§ TASK BRIEF
Find the word "table" in the listing; pull out each line holding it.

§ SOURCE DATA
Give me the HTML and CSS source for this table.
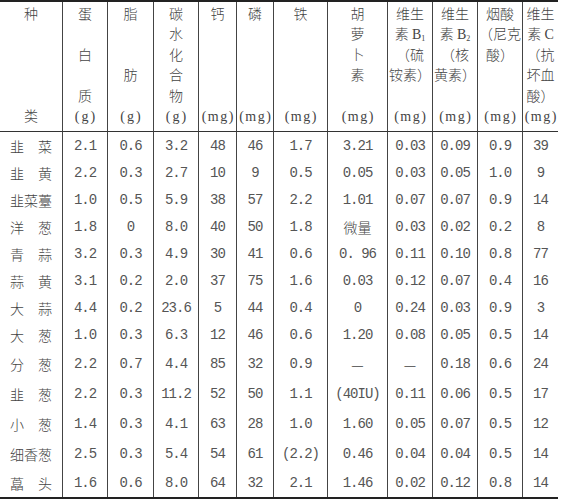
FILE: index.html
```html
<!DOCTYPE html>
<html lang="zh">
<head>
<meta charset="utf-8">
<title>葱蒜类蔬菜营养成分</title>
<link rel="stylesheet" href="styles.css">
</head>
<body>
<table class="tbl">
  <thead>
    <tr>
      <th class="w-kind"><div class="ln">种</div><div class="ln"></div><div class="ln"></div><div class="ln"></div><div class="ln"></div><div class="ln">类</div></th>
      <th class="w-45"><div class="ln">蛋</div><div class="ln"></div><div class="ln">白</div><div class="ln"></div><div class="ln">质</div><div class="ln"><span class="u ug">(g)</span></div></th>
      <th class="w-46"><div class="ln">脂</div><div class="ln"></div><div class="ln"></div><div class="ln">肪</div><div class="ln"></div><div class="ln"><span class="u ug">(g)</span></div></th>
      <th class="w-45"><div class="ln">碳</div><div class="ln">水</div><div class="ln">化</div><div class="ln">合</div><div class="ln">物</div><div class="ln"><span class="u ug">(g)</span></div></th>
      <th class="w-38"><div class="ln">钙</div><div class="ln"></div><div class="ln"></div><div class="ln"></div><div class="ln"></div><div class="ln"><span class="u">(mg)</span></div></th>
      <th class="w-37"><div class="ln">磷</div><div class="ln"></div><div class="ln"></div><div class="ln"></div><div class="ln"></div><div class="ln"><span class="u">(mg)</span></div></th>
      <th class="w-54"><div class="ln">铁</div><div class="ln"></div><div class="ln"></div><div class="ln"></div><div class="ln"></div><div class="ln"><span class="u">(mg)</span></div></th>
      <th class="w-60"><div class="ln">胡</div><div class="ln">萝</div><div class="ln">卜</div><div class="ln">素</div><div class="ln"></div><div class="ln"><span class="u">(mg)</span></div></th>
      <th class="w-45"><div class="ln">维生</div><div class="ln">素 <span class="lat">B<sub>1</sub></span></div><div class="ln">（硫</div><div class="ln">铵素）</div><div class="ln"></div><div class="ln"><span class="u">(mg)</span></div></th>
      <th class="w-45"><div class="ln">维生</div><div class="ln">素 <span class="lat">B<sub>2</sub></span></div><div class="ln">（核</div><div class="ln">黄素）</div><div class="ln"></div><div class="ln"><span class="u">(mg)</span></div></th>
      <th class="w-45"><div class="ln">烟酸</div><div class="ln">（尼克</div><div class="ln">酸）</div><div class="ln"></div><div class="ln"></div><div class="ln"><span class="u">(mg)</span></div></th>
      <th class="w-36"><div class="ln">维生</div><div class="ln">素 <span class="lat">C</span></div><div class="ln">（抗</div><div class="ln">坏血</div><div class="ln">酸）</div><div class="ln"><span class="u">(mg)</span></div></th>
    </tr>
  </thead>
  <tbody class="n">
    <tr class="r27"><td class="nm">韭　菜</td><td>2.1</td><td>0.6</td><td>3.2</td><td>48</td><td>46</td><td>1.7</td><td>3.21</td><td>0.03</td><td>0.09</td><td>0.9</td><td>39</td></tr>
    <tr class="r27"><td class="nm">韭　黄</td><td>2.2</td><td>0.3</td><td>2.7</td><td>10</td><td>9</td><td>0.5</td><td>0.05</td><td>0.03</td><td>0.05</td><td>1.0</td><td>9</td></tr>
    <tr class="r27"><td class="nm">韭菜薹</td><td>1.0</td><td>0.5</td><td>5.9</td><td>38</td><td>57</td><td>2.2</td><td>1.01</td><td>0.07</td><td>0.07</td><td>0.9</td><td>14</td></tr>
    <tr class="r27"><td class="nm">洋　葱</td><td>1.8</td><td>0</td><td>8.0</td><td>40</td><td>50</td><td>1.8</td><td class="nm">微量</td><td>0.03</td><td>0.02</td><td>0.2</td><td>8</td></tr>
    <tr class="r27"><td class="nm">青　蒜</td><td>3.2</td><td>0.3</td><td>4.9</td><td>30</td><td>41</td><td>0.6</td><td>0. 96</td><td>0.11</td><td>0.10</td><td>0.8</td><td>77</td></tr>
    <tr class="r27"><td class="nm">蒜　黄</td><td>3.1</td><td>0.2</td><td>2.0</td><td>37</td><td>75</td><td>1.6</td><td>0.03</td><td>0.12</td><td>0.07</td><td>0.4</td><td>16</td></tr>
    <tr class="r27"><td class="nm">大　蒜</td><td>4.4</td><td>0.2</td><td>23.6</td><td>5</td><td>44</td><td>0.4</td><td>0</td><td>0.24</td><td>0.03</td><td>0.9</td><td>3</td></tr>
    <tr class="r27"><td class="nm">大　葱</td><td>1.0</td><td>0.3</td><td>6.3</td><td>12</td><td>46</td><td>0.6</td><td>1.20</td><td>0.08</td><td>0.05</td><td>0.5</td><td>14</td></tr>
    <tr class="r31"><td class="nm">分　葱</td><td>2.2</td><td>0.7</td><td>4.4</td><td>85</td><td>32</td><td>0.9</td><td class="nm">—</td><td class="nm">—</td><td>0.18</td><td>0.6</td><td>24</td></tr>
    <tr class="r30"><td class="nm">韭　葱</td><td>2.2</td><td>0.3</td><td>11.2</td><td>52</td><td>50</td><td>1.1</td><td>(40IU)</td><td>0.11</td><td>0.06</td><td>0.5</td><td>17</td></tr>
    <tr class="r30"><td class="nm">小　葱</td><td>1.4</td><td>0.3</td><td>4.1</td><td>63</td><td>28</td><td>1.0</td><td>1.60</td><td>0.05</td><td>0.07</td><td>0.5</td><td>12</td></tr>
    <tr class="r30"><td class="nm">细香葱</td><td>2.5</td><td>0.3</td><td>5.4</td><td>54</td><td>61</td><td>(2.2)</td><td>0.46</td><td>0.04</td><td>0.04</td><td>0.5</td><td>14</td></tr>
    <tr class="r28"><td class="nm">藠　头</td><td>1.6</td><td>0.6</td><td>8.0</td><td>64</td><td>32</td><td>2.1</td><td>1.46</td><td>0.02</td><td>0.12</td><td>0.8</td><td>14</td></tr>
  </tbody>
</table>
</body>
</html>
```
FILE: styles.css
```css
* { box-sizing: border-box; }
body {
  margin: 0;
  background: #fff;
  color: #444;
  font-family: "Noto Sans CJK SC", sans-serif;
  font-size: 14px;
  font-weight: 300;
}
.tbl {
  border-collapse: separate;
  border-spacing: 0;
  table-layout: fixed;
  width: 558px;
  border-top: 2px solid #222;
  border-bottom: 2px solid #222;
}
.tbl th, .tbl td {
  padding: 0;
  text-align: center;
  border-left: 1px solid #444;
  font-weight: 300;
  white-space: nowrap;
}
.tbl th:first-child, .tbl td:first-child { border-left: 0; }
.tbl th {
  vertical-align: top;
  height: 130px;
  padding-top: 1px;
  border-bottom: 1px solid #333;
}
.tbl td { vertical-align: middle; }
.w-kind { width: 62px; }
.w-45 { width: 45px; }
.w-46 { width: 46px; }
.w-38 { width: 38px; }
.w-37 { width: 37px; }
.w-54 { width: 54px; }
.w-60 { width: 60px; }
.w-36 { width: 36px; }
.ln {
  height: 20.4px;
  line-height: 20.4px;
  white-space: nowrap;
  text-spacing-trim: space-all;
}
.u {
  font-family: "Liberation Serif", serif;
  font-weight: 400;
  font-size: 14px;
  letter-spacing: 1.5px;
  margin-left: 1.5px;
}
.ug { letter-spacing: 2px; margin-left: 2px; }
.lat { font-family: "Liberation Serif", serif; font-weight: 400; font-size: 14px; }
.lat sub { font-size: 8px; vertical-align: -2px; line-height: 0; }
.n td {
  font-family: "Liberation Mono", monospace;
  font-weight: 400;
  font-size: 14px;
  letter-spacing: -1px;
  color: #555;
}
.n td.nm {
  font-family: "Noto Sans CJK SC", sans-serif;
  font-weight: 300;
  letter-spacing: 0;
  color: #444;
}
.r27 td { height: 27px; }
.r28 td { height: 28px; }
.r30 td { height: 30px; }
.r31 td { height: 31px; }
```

§ EXERCISE RESULT
Give me the HTML and CSS source for this table.
<table class="tbl">
</table>
  table-layout: fixed;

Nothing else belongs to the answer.